Found differences between event counts on MEP and Legacy tables, on further investigation the most obvious difference is based on presence of app_install_id where users on Legacy were not showing up at all on MEP. This anomaly was mostly isolated to event ipblock. The ipblock is the event with the highest counts on both tables. (Superset data table
Engineering has speculated that this may be caused by users quitting the app after receiving the ipblock notice and therefore their eventa data is not sent from client. There is also a possibility that the bundling of events we are using for sending data to MEP is an issue.
The plan is to change how clients send events on user app close, which @Sharvaniharan will implement for next available release, after which we will see if that explains data loss. Another possibility to un-bundle events sent to MEP if we find the first test doesn't resolve data loss.
Counts below are app_install_ids that do not appear in the corresponding table, by event:
data | caption_view | caption_view2 | desc_view | desc_view2 | filt_all | filt_caption | filt_desc | filt_tag | ip_block | misc_view | misc_view2 | open_hist | tag_view | tag_view2 |
---|---|---|---|---|---|---|---|---|---|---|---|---|---|---|
legacy | 14 | 8 | 29 | 28 | 40 | 43 | 33 | 55 | 3212 | 13 | 8 | 114 | 9 | 4 |
modern | 1 | 1 | 1 | 2 | 2 | 53 | 5 |
Post changes made in version 2.7.50350-r-2021-04-07 we are still seeing the issue where presence of app_install_ids on Legacy are not showing up at all on MEP, and a smaller amount of app_install_ids that appear on MEP and not on Legacy.
An 11 day data sample showed the following:
Event | MEP Uniques | Legacy Uniques |
---|---|---|
ip_block | 4 | 146 |
other events | 4 | 10 |
I assume this is the change in 2.7.50350-r-2021-04-07 that you were referring to in T228179#7011084?
Do you happen to have a SQL Lab link for this query?

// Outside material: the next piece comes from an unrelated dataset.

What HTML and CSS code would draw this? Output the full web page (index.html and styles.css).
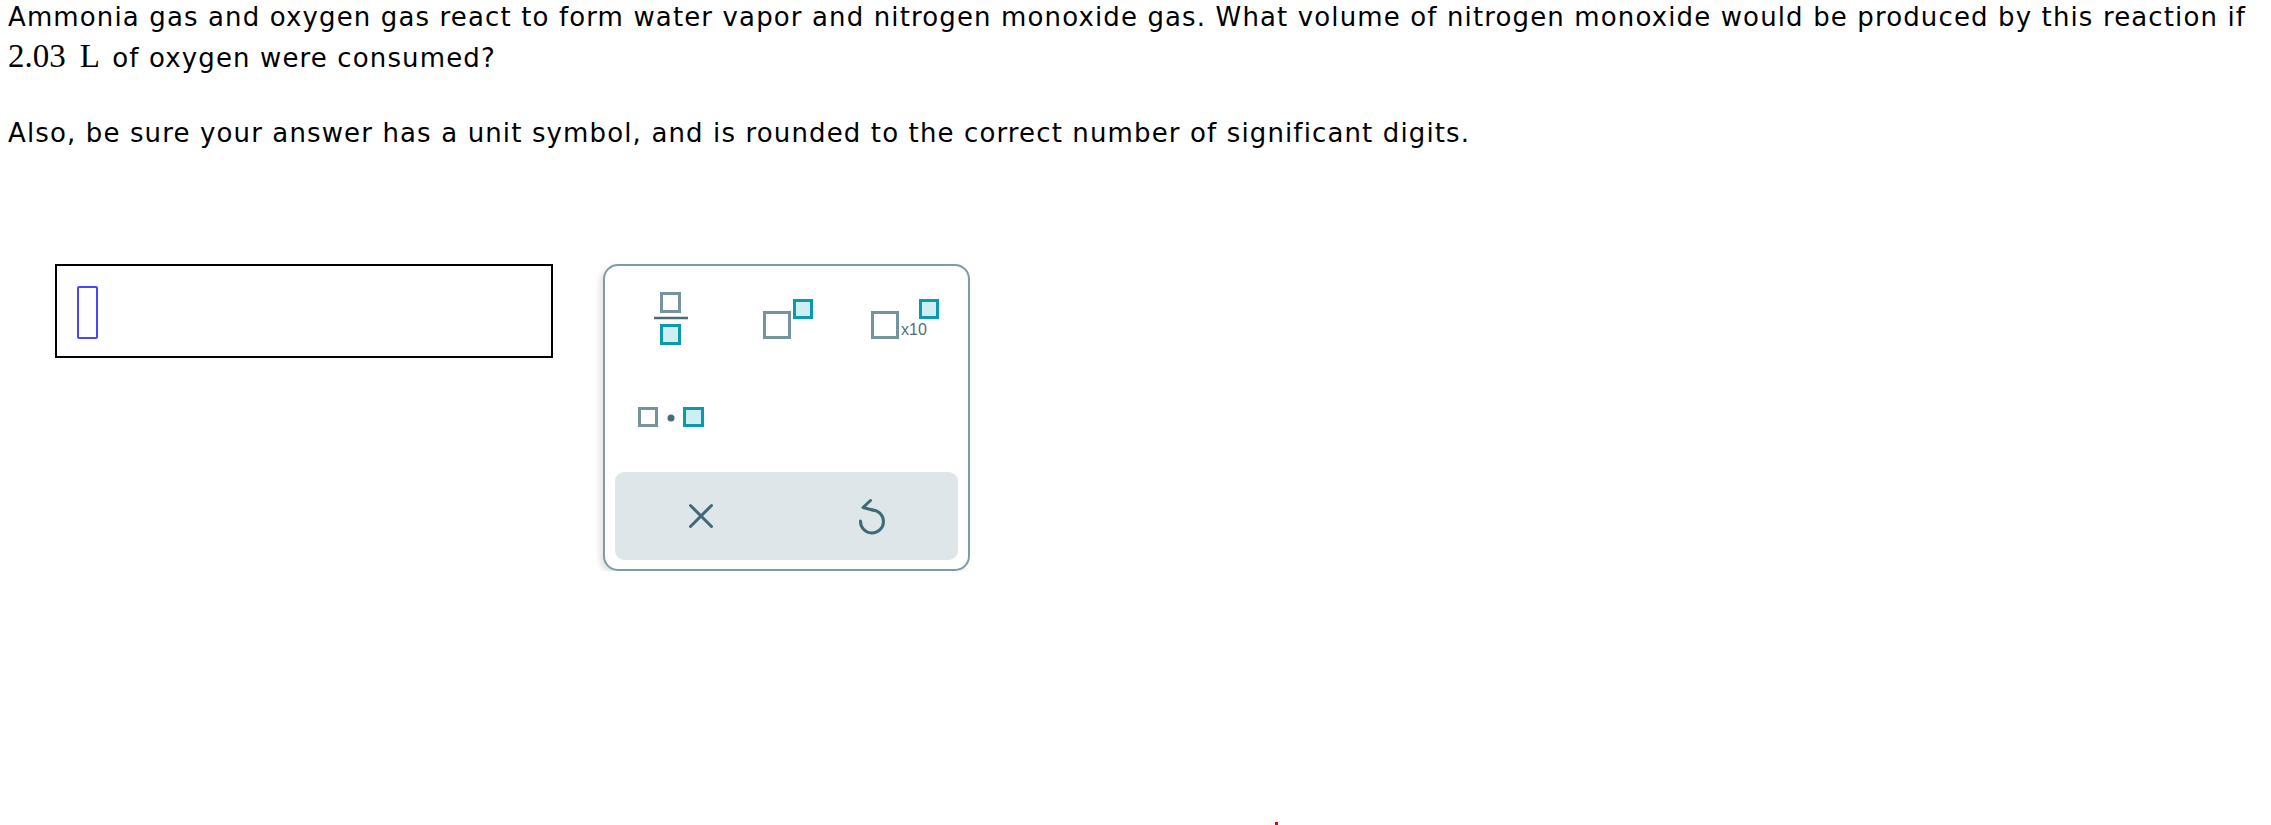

I'd love to see the full event data.
It's pretty weird that the discrepancies are so skewed toward ip_block events. It seems like that event type should be pretty rare overall in the full data set. (Is it?)
Hi @Mholloway I use one Presto query to compare event counts on both tables on Superset (1) and also query both tables separately (2,3) for all events and app_install_ids which I then dedupe by app_install_id using R on my desktop (I can make a notebook and/or send you code I use to dedupe, lmk).
Query 1:
WITH user_event_counts_legacy AS ( SELECT event.app_install_id AS app_install_id, event.action AS action, COUNT(1) AS n_legacy_events FROM event.mobilewikiappusercontribution WHERE year = 2021 AND month >= 4 AND day >= 2 AND useragent.wmf_app_version >= '2.7.50350' GROUP BY event.app_install_id, event.action ), user_event_counts_modern AS ( SELECT app_install_id, action, COUNT(1) AS n_modern_events FROM event.android_user_contribution_screen WHERE year = 2021 AND month >= 4 AND day >= 2 AND user_agent_map['wmf_app_version'] >= '2.7.50350' GROUP BY app_install_id, action ), user_event_counts_joined AS ( SELECT app_install_id, action, n_legacy_events, n_modern_events FROM user_event_counts_legacy AS legacy JOIN user_event_counts_modern AS modern USING (app_install_id, action) ) SELECT action, SUM(n_legacy_events) AS n_total_legacy_events, SUM(n_modern_events) AS n_total_modern_events FROM user_event_counts_joined GROUP BY action
Query 2 - Legacy Data
SELECT DATE(SUBSTRING(dt,1,10)) as date, event.app_install_id AS user, event.action AS action, useragent.wmf_app_version as useragent FROM event.mobilewikiappusercontribution WHERE year = 2021 AND month >= 4 AND day >= 1 AND useragent.wmf_app_version >= '2.7.50350' GROUP BY DATE(SUBSTRING(dt,1,10)), event.app_install_id, event.action, useragent
Query 3 - MEP data
SELECT SUBSTR(meta.dt, 1, 10) as date, app_install_id as user, action as action, user_agent_map['wmf_app_version'] as useragent FROM event.android_user_contribution_screen WHERE year = 2021 AND month >= 4 AND day >= 1 AND user_agent_map['wmf_app_version'] >= '2.7.50350'
@Mholloway I ran the event count comparison query (Query 1) while I had Superset open, as of 2021-04-21 here are the event counts by table, in order of frequency:
Event | Legacy | Modern |
---|---|---|
ip_block | 7379 | 7156 |
open_hist | 2779 | 2741 |
filt_desc | 1099 | 1093 |
filt_all | 941 | 939 |
filt_caption | 854 | 823 |
desc_view | 736 | 734 |
filt_tag | 662 | 666 |
desc_view2 | 414 | 414 |
caption_view | 263 | 263 |
misc_view | 204 | 202 |
caption_view2 | 138 | 138 |
misc_view2 | 118 | 116 |
tag_view | 84 | 84 |
tag_view2 | 54 | 54 |
paused | 10 | 10 |
disabled | 4 | 4 |
Thanks for that table, @SNowick_WMF. It's surprising that there are so many ip_block events relative to everything else, but after looking more closely at the code, I see that this event type can be logged without the user contributions screen even being opened, so the numbers seem plausible with that in mind.
There are two questions here in my mind:
- Why are so many ip_block events being issued?
- What accounts for the low-but-persistent level of other discrepancies?
On the first question, see T281182 and T281189. On the second, see T281001. Given that this task is closed, it's probably best if we move all further discussion to these new tickets.